** DIRECTIONS **
Copy each line that holds "page".
— begin —
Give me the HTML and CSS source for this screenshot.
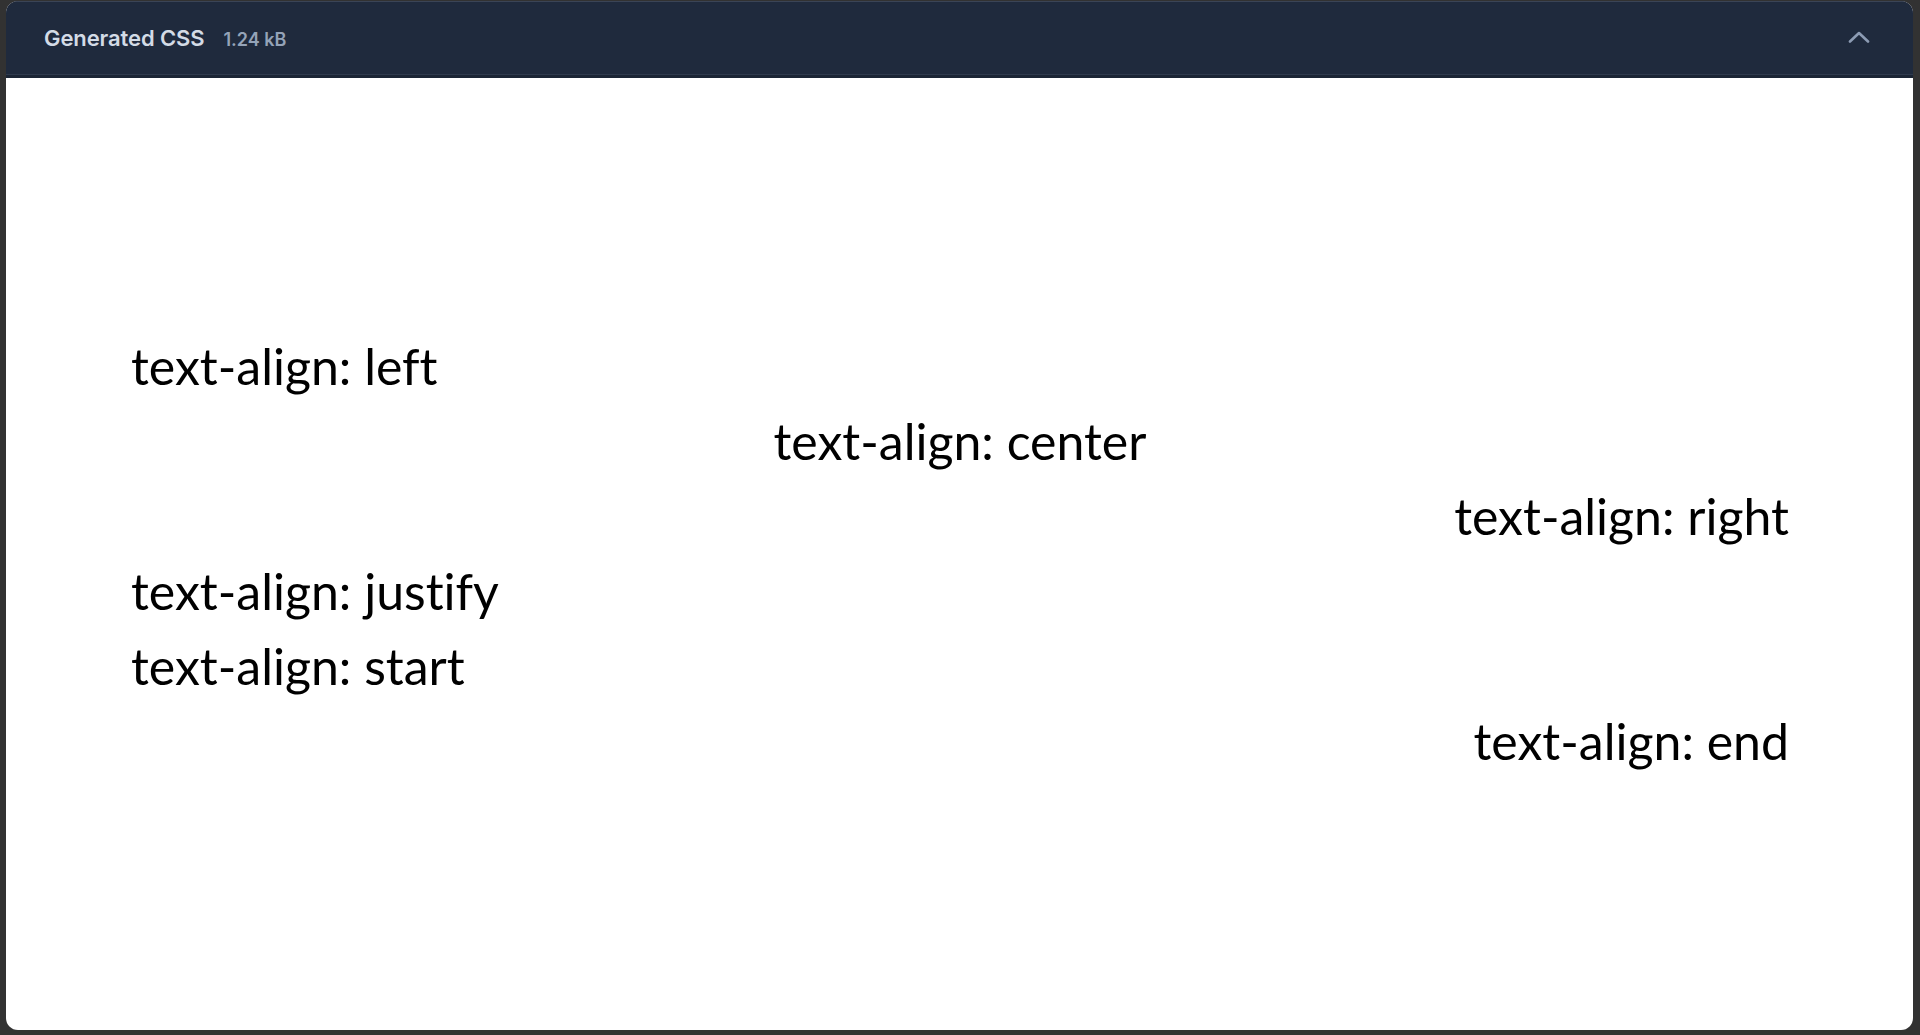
FILE: index.html
```html
<!DOCTYPE html>
<html lang="en">
<head>
<meta charset="utf-8">
<title>Generated CSS</title>
<link rel="stylesheet" href="styles.css">
</head>
<body>
<div class="panel">
  <header class="panel-header">
    <div class="title-group">
      <span class="title">Generated CSS</span>
      <span class="size">1.24 kB</span>
    </div>
    <button class="toggle" aria-label="Collapse">
      <svg width="22" height="12" viewBox="0 0 22 12" fill="none" stroke="currentColor" stroke-width="2.6" stroke-linecap="round" stroke-linejoin="round"><path d="M2 10.5 L11 2 L20 10.5"/></svg>
    </button>
  </header>
  <main class="preview">
    <div class="lines">
      <p class="line al-left">text-align: left</p>
      <p class="line al-center">text-align: center</p>
      <p class="line al-right">text-align: right</p>
      <p class="line al-justify">text-align: justify</p>
      <p class="line al-start">text-align: start</p>
      <p class="line al-end">text-align: end</p>
    </div>
  </main>
</div>
</body>
</html>
```
FILE: styles.css
```css
html, body {
  margin: 0;
  padding: 0;
  height: 100%;
}
body {
  background: #323232;
  overflow: hidden;
}
.panel {
  box-sizing: border-box;
  margin: 1px 7px 0 6px;
  height: 1029px;
  display: flex;
  flex-direction: column;
  border-radius: 12px;
  overflow: hidden;
  background: #ffffff;
}
.panel-header {
  box-sizing: border-box;
  height: 77px;
  flex: none;
  display: flex;
  align-items: center;
  justify-content: space-between;
  padding: 0 38px 0 38px;
  background: #1f2a3d;
  border-top: 1px solid #3a4456;
  border-bottom: 3px solid #1b2535;
  box-shadow: inset 0 -1px 0 #2f3a4d;
  font-family: Inter, "Liberation Sans", sans-serif;
}
.title-group {
  display: flex;
  align-items: baseline;
  gap: 19px;
  margin-top: -2px;
}
.title {
  font-size: 22px;
  font-weight: 600;
  color: #d3dbe6;
  letter-spacing: -0.1px;
}
.size {
  font-size: 18px;
  font-weight: 600;
  color: #94a3b8;
}
.toggle {
  background: none;
  border: 0;
  padding: 0;
  margin: -3px 5px 0 0;
  color: #8c9bb3;
  display: flex;
  cursor: pointer;
}
.preview {
  flex: 1;
  display: flex;
  flex-direction: column;
  justify-content: center;
  padding: 0 124px 0 125px;
}
.lines {
  font-family: Lato, "Noto Sans", sans-serif;
  font-size: 50px;
  line-height: 75px;
  color: #000;
  font-variant-ligatures: none;
  font-feature-settings: "liga" 0, "clig" 0;
}
.line {
  margin: 0;
}
.al-left { text-align: left; }
.al-center { text-align: center; }
.al-right { text-align: right; }
.al-justify { text-align: justify; }
.al-start { text-align: start; }
.al-end { text-align: end; }
```
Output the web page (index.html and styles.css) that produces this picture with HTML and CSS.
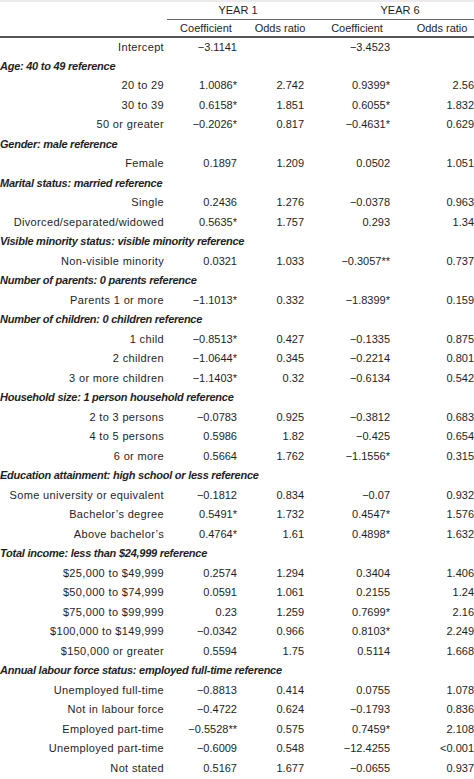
FILE: index.html
```html
<!DOCTYPE html>
<html>
<head>
<meta charset="utf-8">
<link rel="stylesheet" href="styles.css">
</head>
<body>
<div class="page">
<table class="reg">
<colgroup>
<col class="c-label"><col class="c-coef1"><col class="c-odds1"><col class="c-coef2"><col class="c-odds2">
</colgroup>
<thead>
<tr class="h1">
<th class="blank"></th><th colspan="2" class="year y1">YEAR 1</th><th colspan="2" class="year y6">YEAR 6</th>
</tr>
<tr class="h2">
<th class="blank"></th><th>Coefficient</th><th>Odds ratio</th><th>Coefficient</th><th>Odds ratio</th>
</tr>
</thead>
<tbody>
<tr><td class="lab">Intercept</td><td class="v1">−3.1141</td><td class="v2"></td><td class="v3">−3.4523</td><td class="v4"></td></tr>
<tr class="sec"><td colspan="5">Age: 40 to 49 reference</td></tr>
<tr><td class="lab">20 to 29</td><td class="v1">1.0086*</td><td class="v2">2.742</td><td class="v3">0.9399*</td><td class="v4">2.56</td></tr>
<tr><td class="lab">30 to 39</td><td class="v1">0.6158*</td><td class="v2">1.851</td><td class="v3">0.6055*</td><td class="v4">1.832</td></tr>
<tr><td class="lab">50 or greater</td><td class="v1">−0.2026*</td><td class="v2">0.817</td><td class="v3">−0.4631*</td><td class="v4">0.629</td></tr>
<tr class="sec"><td colspan="5">Gender: male reference</td></tr>
<tr><td class="lab">Female</td><td class="v1">0.1897</td><td class="v2">1.209</td><td class="v3">0.0502</td><td class="v4">1.051</td></tr>
<tr class="sec"><td colspan="5">Marital status: married reference</td></tr>
<tr><td class="lab">Single</td><td class="v1">0.2436</td><td class="v2">1.276</td><td class="v3">−0.0378</td><td class="v4">0.963</td></tr>
<tr><td class="lab">Divorced/separated/widowed</td><td class="v1">0.5635*</td><td class="v2">1.757</td><td class="v3">0.293</td><td class="v4">1.34</td></tr>
<tr class="sec"><td colspan="5">Visible minority status: visible minority reference</td></tr>
<tr><td class="lab">Non-visible minority</td><td class="v1">0.0321</td><td class="v2">1.033</td><td class="v3">−0.3057**</td><td class="v4">0.737</td></tr>
<tr class="sec"><td colspan="5">Number of parents: 0 parents reference</td></tr>
<tr><td class="lab">Parents 1 or more</td><td class="v1">−1.1013*</td><td class="v2">0.332</td><td class="v3">−1.8399*</td><td class="v4">0.159</td></tr>
<tr class="sec"><td colspan="5">Number of children: 0 children reference</td></tr>
<tr><td class="lab">1 child</td><td class="v1">−0.8513*</td><td class="v2">0.427</td><td class="v3">−0.1335</td><td class="v4">0.875</td></tr>
<tr><td class="lab">2 children</td><td class="v1">−1.0644*</td><td class="v2">0.345</td><td class="v3">−0.2214</td><td class="v4">0.801</td></tr>
<tr><td class="lab">3 or more children</td><td class="v1">−1.1403*</td><td class="v2">0.32</td><td class="v3">−0.6134</td><td class="v4">0.542</td></tr>
<tr class="sec"><td colspan="5">Household size: 1 person household reference</td></tr>
<tr><td class="lab">2 to 3 persons</td><td class="v1">−0.0783</td><td class="v2">0.925</td><td class="v3">−0.3812</td><td class="v4">0.683</td></tr>
<tr><td class="lab">4 to 5 persons</td><td class="v1">0.5986</td><td class="v2">1.82</td><td class="v3">−0.425</td><td class="v4">0.654</td></tr>
<tr><td class="lab">6 or more</td><td class="v1">0.5664</td><td class="v2">1.762</td><td class="v3">−1.1556*</td><td class="v4">0.315</td></tr>
<tr class="sec"><td colspan="5">Education attainment: high school or less reference</td></tr>
<tr><td class="lab">Some university or equivalent</td><td class="v1">−0.1812</td><td class="v2">0.834</td><td class="v3">−0.07</td><td class="v4">0.932</td></tr>
<tr><td class="lab">Bachelor’s degree</td><td class="v1">0.5491*</td><td class="v2">1.732</td><td class="v3">0.4547*</td><td class="v4">1.576</td></tr>
<tr><td class="lab">Above bachelor’s</td><td class="v1">0.4764*</td><td class="v2">1.61</td><td class="v3">0.4898*</td><td class="v4">1.632</td></tr>
<tr class="sec"><td colspan="5">Total income: less than $24,999 reference</td></tr>
<tr><td class="lab">$25,000 to $49,999</td><td class="v1">0.2574</td><td class="v2">1.294</td><td class="v3">0.3404</td><td class="v4">1.406</td></tr>
<tr><td class="lab">$50,000 to $74,999</td><td class="v1">0.0591</td><td class="v2">1.061</td><td class="v3">0.2155</td><td class="v4">1.24</td></tr>
<tr><td class="lab">$75,000 to $99,999</td><td class="v1">0.23</td><td class="v2">1.259</td><td class="v3">0.7699*</td><td class="v4">2.16</td></tr>
<tr><td class="lab">$100,000 to $149,999</td><td class="v1">−0.0342</td><td class="v2">0.966</td><td class="v3">0.8103*</td><td class="v4">2.249</td></tr>
<tr><td class="lab">$150,000 or greater</td><td class="v1">0.5594</td><td class="v2">1.75</td><td class="v3">0.5114</td><td class="v4">1.668</td></tr>
<tr class="sec"><td colspan="5">Annual labour force status: employed full-time reference</td></tr>
<tr><td class="lab">Unemployed full-time</td><td class="v1">−0.8813</td><td class="v2">0.414</td><td class="v3">0.0755</td><td class="v4">1.078</td></tr>
<tr><td class="lab">Not in labour force</td><td class="v1">−0.4722</td><td class="v2">0.624</td><td class="v3">−0.1793</td><td class="v4">0.836</td></tr>
<tr><td class="lab">Employed part-time</td><td class="v1">−0.5528**</td><td class="v2">0.575</td><td class="v3">0.7459*</td><td class="v4">2.108</td></tr>
<tr><td class="lab">Unemployed part-time</td><td class="v1">−0.6009</td><td class="v2">0.548</td><td class="v3">−12.4255</td><td class="v4">&lt;0.001</td></tr>
<tr><td class="lab">Not stated</td><td class="v1">0.5167</td><td class="v2">1.677</td><td class="v3">−0.0655</td><td class="v4">0.937</td></tr>
</tbody>
</table>
</div>
</body>
</html>
```

FILE: styles.css
```css
html, body {
  margin: 0;
  padding: 0;
  background: #ffffff;
}
body {
  width: 474px;
  height: 779px;
  overflow: hidden;
  font-family: "Liberation Sans", Arial, sans-serif;
  font-size: 11px;
  color: #1e1e1e;
}
.page {
  border-top: 2px solid #ebebeb;
  width: 490px;
}
.reg {
  border-collapse: collapse;
  table-layout: fixed;
  width: 485px;
}
.c-label { width: 167px; }
.c-coef1 { width: 78px; }
.c-odds1 { width: 70px; }
.c-coef2 { width: 84px; }
.c-odds2 { width: 86px; }

.reg th, .reg td {
  padding: 0;
  line-height: 13px;
  white-space: nowrap;
  vertical-align: middle;
}
.reg th {
  font-weight: normal;
  text-align: center;
}
.h1 th { height: 17px; }
.h1 .year { border-bottom: 1px solid #6a6a6a; }
.h1 .y1 { padding-right: 6px; }
.h2 th {
  height: 16px;
  border-bottom: 2px solid #555555;
}
.reg tbody tr { height: 19.5px; }
.reg tbody td { text-align: right; }
.reg td.lab {
  padding-right: 3px;
  letter-spacing: 0.35px;
}
.reg td.v1 { padding-right: 8px; }
.reg td.v2 { padding-right: 11px; }
.reg td.v3 { padding-right: 9px; }
.reg td.v4 { padding-right: 11px; }
.reg tr.sec td {
  text-align: left;
  font-weight: bold;
  font-style: italic;
  letter-spacing: -0.25px;
  padding-left: 0;
}
```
— end —
** EXERCISE OUTPUT **
Output the web page (index.html and styles.css) that produces this picture with HTML and CSS.
<div class="page">
.page {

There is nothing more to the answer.